Among the parts of Asia’s commercial property investment market that have attracted increasing interest over the past several years are “alternative” sectors. These are the non-traditional types of real estate, such as
education, senior living and self-storage facilities. Benefiting from secular trends in the region’s economies, and offering higher rates of return, alternatives have proved increasingly popular among investors.
Yet, since the Covid-19 pandemic struck, one sector has stood head and shoulders above the rest in terms of its performance and appeal: data centres. The virus-induced acceleration in the shift to digital work and play from home has proved a boon for the warehouse-like facilities that power all kinds of online products and services.
In a sign of the extent to which sentiment towards data centres has been more upbeat than in other property sectors, the share price of Equinix, the world’s largest data centre real estate investment trust (Reit) by market capitalisation, rose 22 per cent last year. By contrast, an S&P 500 index of office-focused Reits fell by the same amount, with retail and hotel-focused Reits faring even worse.
In the Asia-Pacific region, while commercial property transaction volumes plummeted in 2020, investment in the data centre market surged to US$2.2 billion, up from just over US$500 million in 2019, according to a report published by CBRE on March 25.
While the sharp rise in transactions was part of a bigger push into alternatives, data centres have hit a sweet spot for investors. At a time when leasing activity across the region has suffered due to the pandemic, net absorption of space and power at co-location data centres tracked by CBRE in the developed markets of Tokyo, Sydney, Singapore and Hong Kong rose 124 per cent last year to a record high. Most of the demand, moreover, came from large cloud service providers that operate hyperscale facilities.
Not only have the fundamentals of data centres strengthened further during the pandemic, the sector provides the best of both worlds. While data centres have emerged as one of the most defensive property assets – their tenants have strong credit ratings and tend to stay put due to relatively high switching costs – the industry benefits from transformative megatrends that have been turbocharged by Covid-19.
A sector that was a niche market prior to the pandemic has been catapulted into the premier league of Asia’s commercial real estate investment market, underpinned by a flurry of capital raising, joint ventures and platform deals. “All the [recent] activity tells us that as an asset class, data centres are undeniably mainstream,” says Bob Tan, director of alternatives for Asia at JLL.
Still, for a sector that plays such a critical role in the post-Covid-19 economy, and is attracting such strong interest, the barriers to entry, or hurdles to investment, are remarkably high. Difficulties in deploying capital stem mainly from a sharp disconnect between the weight of money targeting data centres and the expertise and risk tolerance required to establish a presence in the sector.
For starters, data centres are quite distinct from the most common types of commercial real estate, such as office buildings and shopping centres. A critical part of the digital infrastructure that connects people and businesses to one another and the rest of the world, data centres are a unique combination of property, energy and technology.

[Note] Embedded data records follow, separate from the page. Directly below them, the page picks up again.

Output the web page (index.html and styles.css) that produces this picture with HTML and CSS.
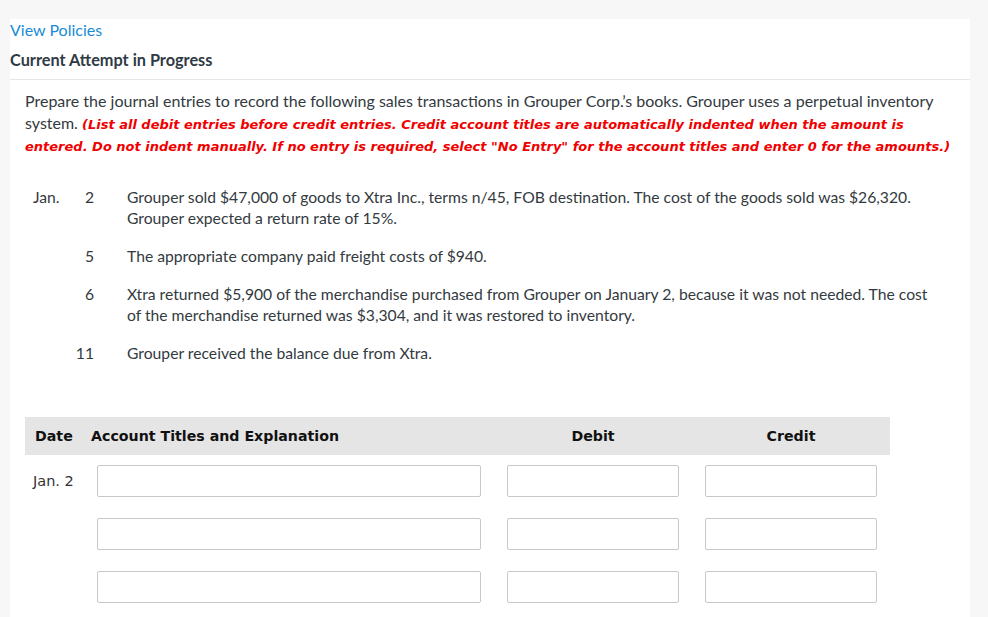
FILE: index.html
```html
<!DOCTYPE html>
<html>
<head>
<meta charset="utf-8">
<link rel="stylesheet" href="styles.css">
</head>
<body>
<div class="panel">
  <div class="top">
    <a class="link" href="#">View Policies</a>
    <div class="attempt">Current Attempt in Progress</div>
  </div>
  <div class="content">
    <p class="intro">Prepare the journal entries to record the following sales transactions in Grouper Corp.’s books. Grouper uses a perpetual inventory system. <em class="note">(List all debit entries before credit entries. Credit account titles are automatically indented when the amount is entered. Do not indent manually. If no entry is required, select "No Entry" for the account titles and enter 0 for the amounts.)</em></p>

    <div class="txns">
      <div class="txn">
        <span class="mon">Jan.</span><span class="day">2</span>
        <span class="desc">Grouper sold $47,000 of goods to Xtra Inc., terms n/45, FOB destination. The cost of the goods sold was $26,320. Grouper expected a return rate of 15%.</span>
      </div>
      <div class="txn">
        <span class="mon"></span><span class="day">5</span>
        <span class="desc">The appropriate company paid freight costs of $940.</span>
      </div>
      <div class="txn">
        <span class="mon"></span><span class="day">6</span>
        <span class="desc">Xtra returned $5,900 of the merchandise purchased from Grouper on January 2, because it was not needed. The cost of the merchandise returned was $3,304, and it was restored to inventory.</span>
      </div>
      <div class="txn">
        <span class="mon"></span><span class="day">11</span>
        <span class="desc">Grouper received the balance due from Xtra.</span>
      </div>
    </div>

    <div class="journal">
      <div class="jhead">
        <div class="h-date">Date</div>
        <div class="h-acct">Account Titles and Explanation</div>
        <div class="h-amt">Debit</div>
        <div class="h-amt">Credit</div>
      </div>
      <div class="jrows">
        <div class="jrow">
          <div class="c-date">Jan. 2</div>
          <div class="c-acct"><input class="in-acct" type="text"></div>
          <div class="c-amt"><input class="in-amt" type="text"></div>
          <div class="c-amt"><input class="in-amt" type="text"></div>
        </div>
        <div class="jrow">
          <div class="c-date"></div>
          <div class="c-acct"><input class="in-acct" type="text"></div>
          <div class="c-amt"><input class="in-amt" type="text"></div>
          <div class="c-amt"><input class="in-amt" type="text"></div>
        </div>
        <div class="jrow">
          <div class="c-date"></div>
          <div class="c-acct"><input class="in-acct" type="text"></div>
          <div class="c-amt"><input class="in-amt" type="text"></div>
          <div class="c-amt"><input class="in-amt" type="text"></div>
        </div>
      </div>
    </div>
  </div>
</div>
</body>
</html>
```
FILE: styles.css
```css
html, body {
  margin: 0;
  padding: 0;
}
body {
  background: #f7f7f7;
  padding: 19px 0 0 10px;
  font-family: Lato, "Liberation Sans", sans-serif;
  color: #333a40;
  height: 617px;
  box-sizing: border-box;
  overflow: hidden;
}
.panel {
  width: 960px;
  background: #fff;
  height: 598px;
}
.top {
  padding-bottom: 8px;
  border-bottom: 1px solid #e6e6e6;
}
.link {
  display: block;
  color: #1a8bd6;
  text-decoration: none;
  font-size: 16px;
  line-height: 22px;
}
.attempt {
  margin-top: 8px;
  font-size: 16.3px;
  font-weight: bold;
  line-height: 22px;
  color: #2f3a44;
}
.content {
  padding: 0 15px;
}
.intro {
  margin: 10px 0 0;
  font-size: 16px;
  line-height: 22px;
  color: #333a40;
}
.note {
  color: #f00000;
  font-family: "DejaVu Sans", Verdana, sans-serif;
  font-weight: bold;
  font-style: italic;
  font-size: 13px;
  line-height: 16px;
}
.txns {
  margin-top: 31px;
  padding-left: 8px;
}
.txn {
  display: grid;
  grid-template-columns: 37px 24px 1fr;
  font-size: 15.7px;
  line-height: 21px;
  margin-bottom: 17px;
}
.day {
  text-align: right;
}
.desc {
  padding-left: 33px;
  padding-right: 16px;
}
.journal {
  margin-top: 53px;
  width: 865px;
}
.jhead {
  display: grid;
  grid-template-columns: 66px 403px 198px 198px;
  height: 38px;
  align-items: center;
  background: #e5e5e5;
  font-family: "DejaVu Sans", Verdana, sans-serif;
  font-weight: bold;
  font-size: 14.2px;
  color: #111;
}
.h-date {
  padding-left: 10px;
}
.h-amt {
  text-align: center;
}
.jrows {
  display: flex;
  flex-direction: column;
  gap: 21px;
  padding-top: 10px;
}
.jrow {
  display: grid;
  grid-template-columns: 66px 403px 198px 198px;
  align-items: center;
}
.c-date {
  padding-left: 8px;
  font-family: "DejaVu Sans", Verdana, sans-serif;
  font-size: 14.5px;
  color: #333;
}
.c-acct {
  padding-left: 6px;
}
.c-amt {
  padding-left: 13px;
}
input {
  box-sizing: border-box;
  height: 32px;
  border: 1px solid #c8c8c8;
  border-radius: 2px;
  background: #fff;
  margin: 0;
  display: block;
}
.in-acct {
  width: 384px;
}
.in-amt {
  width: 172px;
}
```
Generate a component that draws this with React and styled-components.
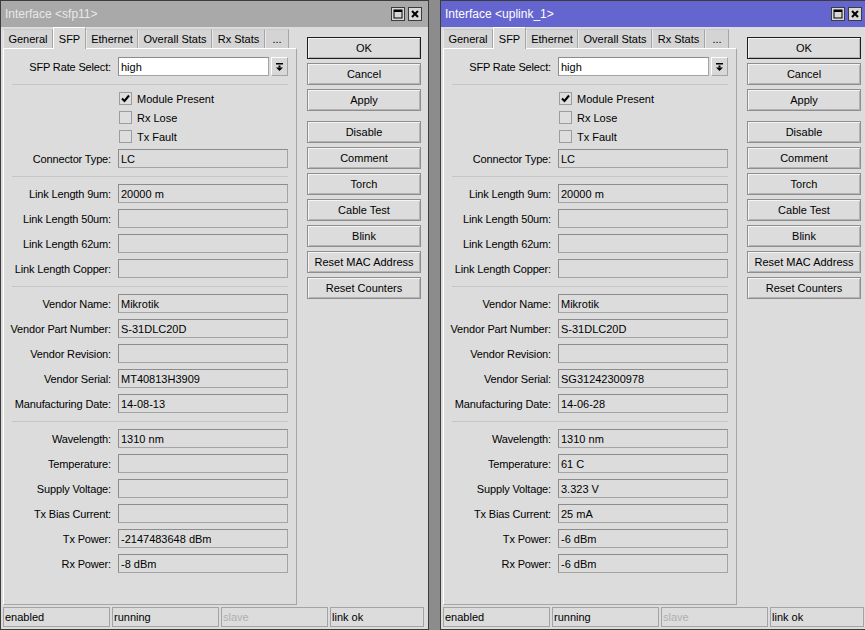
import React from 'react';
import styled, { createGlobalStyle } from 'styled-components';

const GlobalStyle = createGlobalStyle`
  html, body { margin: 0; padding: 0; background: #8c8c8c; }
  body { font-family: "Liberation Sans", Arial, sans-serif; font-size: 11px; color: #000; }
`;

const Desktop = styled.div`
  display: flex;
  gap: 11px;
  width: 865px;
  height: 630px;
  overflow: hidden;
  background: #8c8c8c;
`;

const Window = styled.div`
  flex: 0 0 429px;
  height: 630px;
  box-sizing: border-box;
  border: 1px solid #3c3c3c;
  background: #dcdcdc;
  display: flex;
  flex-direction: column;
`;

const TitleBar = styled.div`
  height: 26px;
  display: flex;
  align-items: center;
  padding: 0 6px 0 4px;
  background: ${p => (p.$active ? '#6565cf' : '#a9a9a9')};
  color: ${p => (p.$active ? '#ffffff' : '#e8e8e8')};
  font-size: 12px;
`;

const Title = styled.span`
  flex: 1;
`;

const TitleButtons = styled.div`
  display: flex;
  gap: 3px;
`;

const TitleButton = styled.div`
  width: 12px;
  height: 12px;
  border: 1px solid #3c3c3c;
  background: #d8d8d8;
  display: flex;
  align-items: center;
  justify-content: center;
`;

const Body = styled.div`
  display: flex;
  padding-left: 2px;
  height: 578px;
`;

const LeftCol = styled.div`
  width: 294px;
  display: flex;
  flex-direction: column;
`;

const Tabs = styled.div`
  display: flex;
  align-items: flex-end;
  height: 21px;
`;

const Tab = styled.div`
  box-sizing: border-box;
  width: ${p => p.$w}px;
  height: ${p => (p.$selected ? '22px' : '19px')};
  margin-bottom: ${p => (p.$selected ? '-1px' : '0')};
  display: flex;
  align-items: center;
  justify-content: center;
  white-space: nowrap;
  background: ${p => (p.$selected ? '#dcdcdc' : '#d4d4d4')};
  border: 1px solid #a6a6a6;
  border-bottom: none;
  border-top-color: ${p => (p.$selected ? '#ffffff' : '#c8c8c8')};
  border-left-color: ${p => (p.$selected ? '#ffffff' : '#e8e8e8')};
  position: relative;
  z-index: ${p => (p.$selected ? 1 : 0)};
`;

const Panel = styled.div`
  flex: 1;
  box-sizing: border-box;
  border: 1px solid #a6a6a6;
  border-top-color: #ffffff;
  border-left-color: #ffffff;
  padding-top: 8px;
  display: flex;
  flex-direction: column;
`;

const Section = styled.div`
  display: flex;
  flex-direction: column;
  gap: 6px;
`;

const Separator = styled.div`
  height: 1px;
  width: 276px;
  margin: 8px 0 7px 8px;
  background: #c6c6c6;
`;

const Row = styled.div`
  display: grid;
  grid-template-columns: 107px 170px;
  column-gap: 7px;
  align-items: center;
  height: ${p => (p.$check ? '13px' : '19px')};
`;

const Label = styled.div`
  text-align: right;
  white-space: nowrap;
  letter-spacing: -0.15px;
`;

const Field = styled.div`
  box-sizing: border-box;
  height: 19px;
  border: 1px solid #a4a4a4;
  border-top-color: #8c8c8c;
  border-left-color: #8c8c8c;
  padding: 0 2px;
  display: flex;
  align-items: center;
  white-space: nowrap;
  background: #dcdcdc;
`;

const ComboWrap = styled.div`
  display: flex;
  gap: 2px;
  height: 19px;
`;

const ComboInput = styled(Field)`
  flex: 1;
  background: #ffffff;
`;

const ComboButton = styled.div`
  box-sizing: border-box;
  width: 17px;
  height: 19px;
  border: 1px solid #a4a4a4;
  border-top-color: #ffffff;
  border-left-color: #ffffff;
  background: #d8d8d8;
  display: flex;
  align-items: center;
  justify-content: center;
`;

const CheckLine = styled.label`
  display: flex;
  align-items: center;
  gap: 5px;
  padding-left: 1px;
`;

const CheckBox = styled.span`
  box-sizing: border-box;
  width: 13px;
  height: 13px;
  border: 1px solid #9c9c9c;
  background: #dedede;
  display: flex;
  align-items: center;
  justify-content: center;
`;

const ButtonCol = styled.div`
  margin-left: 10px;
  padding-top: 10px;
  width: 114px;
  display: flex;
  flex-direction: column;
  gap: 4px;
`;

const Button = styled.div`
  box-sizing: border-box;
  height: 22px;
  display: flex;
  align-items: center;
  justify-content: center;
  background: #dcdcdc;
  border: 1px solid ${p => (p.$default ? '#1e1e1e' : '#8e8e8e')};
  box-shadow: inset 1px 1px 0 #f4f4f4, inset -1px -1px 0 #b4b4b4;
  margin-top: ${p => (p.$group ? '6px' : '0')};
`;

const StatusBar = styled.div`
  display: flex;
  gap: 2px;
  margin: 2px 0 0 2px;
`;

const StatusCell = styled.div`
  box-sizing: border-box;
  width: ${p => p.$w}px;
  height: 20px;
  border: 1px solid #a4a4a4;
  padding-left: 1px;
  display: flex;
  align-items: center;
  color: ${p => (p.$dim ? '#b0b0b0' : '#000')};
`;

const MaxIcon = () => (
  <svg width="10" height="10" viewBox="0 0 10 10">
    <rect x="1" y="1" width="8" height="8" fill="none" stroke="#000" strokeWidth="1" />
    <rect x="1" y="1" width="8" height="2" fill="#000" />
  </svg>
);

const CloseIcon = () => (
  <svg width="10" height="10" viewBox="0 0 10 10">
    <path d="M2 2 L8 8 M8 2 L2 8" stroke="#000" strokeWidth="2" />
  </svg>
);

const DropIcon = () => (
  <svg width="7" height="8" viewBox="0 0 7 8">
    <rect x="0" y="0" width="7" height="1.5" fill="#000" />
    <rect x="2.5" y="2.5" width="2" height="2" fill="#000" />
    <path d="M0 4.5 H7 L3.5 8 Z" fill="#000" />
  </svg>
);

const CheckMark = () => (
  <svg width="9" height="9" viewBox="0 0 9 9">
    <path d="M1 4.5 L3.5 7 L8 1.5" fill="none" stroke="#000" strokeWidth="2" />
  </svg>
);

const tabs = [
  ['General', 50], ['SFP', 33], ['Ethernet', 52],
  ['Overall Stats', 74], ['Rx Stats', 53], ['...', 24],
];
const buttons = ['OK', 'Cancel', 'Apply', 'Disable', 'Comment', 'Torch', 'Cable Test', 'Blink', 'Reset MAC Address', 'Reset Counters'];

const FieldRow = ({ label, value }) => (
  <Row>
    <Label>{label}</Label>
    <Field>{value}</Field>
  </Row>
);

const CheckRow = ({ label, checked }) => (
  <Row $check>
    <span />
    <CheckLine>
      <CheckBox>{checked && <CheckMark />}</CheckBox>
      {label}
    </CheckLine>
  </Row>
);

const InterfaceWindow = ({ name, active, d }) => (
  <Window>
    <TitleBar $active={active}>
      <Title>Interface &lt;{name}&gt;</Title>
      <TitleButtons>
        <TitleButton><MaxIcon /></TitleButton>
        <TitleButton><CloseIcon /></TitleButton>
      </TitleButtons>
    </TitleBar>
    <Body>
      <LeftCol>
        <Tabs>
          {tabs.map(([t, w]) => (
            <Tab key={t} $w={w} $selected={t === 'SFP'}>{t}</Tab>
          ))}
        </Tabs>
        <Panel>
          <Row>
            <Label>SFP Rate Select:</Label>
            <ComboWrap>
              <ComboInput>high</ComboInput>
              <ComboButton><DropIcon /></ComboButton>
            </ComboWrap>
          </Row>
          <Separator />
          <Section>
            <CheckRow label="Module Present" checked />
            <CheckRow label="Rx Lose" />
            <CheckRow label="Tx Fault" />
            <FieldRow label="Connector Type:" value="LC" />
          </Section>
          <Separator />
          <Section>
            <FieldRow label="Link Length 9um:" value="20000 m" />
            <FieldRow label="Link Length 50um:" value="" />
            <FieldRow label="Link Length 62um:" value="" />
            <FieldRow label="Link Length Copper:" value="" />
          </Section>
          <Separator />
          <Section>
            <FieldRow label="Vendor Name:" value="Mikrotik" />
            <FieldRow label="Vendor Part Number:" value="S-31DLC20D" />
            <FieldRow label="Vendor Revision:" value="" />
            <FieldRow label="Vendor Serial:" value={d.serial} />
            <FieldRow label="Manufacturing Date:" value={d.date} />
          </Section>
          <Separator />
          <Section>
            <FieldRow label="Wavelength:" value="1310 nm" />
            <FieldRow label="Temperature:" value={d.temp} />
            <FieldRow label="Supply Voltage:" value={d.volt} />
            <FieldRow label="Tx Bias Current:" value={d.bias} />
            <FieldRow label="Tx Power:" value={d.tx} />
            <FieldRow label="Rx Power:" value={d.rx} />
          </Section>
        </Panel>
      </LeftCol>
      <ButtonCol>
        {buttons.map((b, i) => (
          <Button key={b} $default={b === 'OK'} $group={i === 3}>{b}</Button>
        ))}
      </ButtonCol>
    </Body>
    <StatusBar>
      <StatusCell $w={107}>enabled</StatusCell>
      <StatusCell $w={107}>running</StatusCell>
      <StatusCell $w={107} $dim>slave</StatusCell>
      <StatusCell $w={94}>link ok</StatusCell>
    </StatusBar>
  </Window>
);

const left = {
  serial: 'MT40813H3909', date: '14-08-13', temp: '', volt: '', bias: '',
  tx: '-2147483648 dBm', rx: '-8 dBm',
};
const right = {
  serial: 'SG31242300978', date: '14-06-28', temp: '61 C', volt: '3.323 V', bias: '25 mA',
  tx: '-6 dBm', rx: '-6 dBm',
};

export default function App() {
  return (
    <>
      <GlobalStyle />
      <Desktop>
        <InterfaceWindow name="sfp11" d={left} />
        <InterfaceWindow name="uplink_1" active d={right} />
      </Desktop>
    </>
  );
}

Second, the importance of the operational aspects of running the facilities means that investors and developers must contend with thorny regulatory issues, made more challenging by different regimes and levels of market maturity across Asia.
A particularly sensitive area is nations’ data localisation laws that require information to be held in servers inside individual countries. At a time when data protection is a hot-button topic, and when the trade war has heightened concerns over cybersecurity and industrial espionage, investors focused on data centres need to navigate these issues carefully.
Another major challenge is access to cheap, reliable power, especially since electricity is often the biggest cost of running a data centre. An equally important consideration, particularly given the pandemic-induced surge in demand, is sustainability.
While Singapore was ranked the second-most attractive country for data centre investment after America, according to a report published by consultant Arcadis last month, it is also one of several cities in Asia that has imposed curbs on new power provisions for data centres to help reduce carbon emissions.
For many property investors, all these hurdles are off-putting. But for those able and willing to take on development risk, or team up with experienced operators, there are significant opportunities to gain exposure to the sector, notably in some of the less-developed markets, such as India and Indonesia.
Mark Smith, managing director for Asia-Pacific at Digital Realty, one of the leading global data centre operators, says data centres are a highly complex part of industrial property. Yet, he also says the pandemic has shown how indispensable digital infrastructure is to the global economy. “Our pedigree is real estate, but the future is technology,” he says.
Few property investors would disagree. However, while data centres may be all the rage, deploying capital in the sector, and achieving the necessary scale to serve regional and global customers, are easier said than done.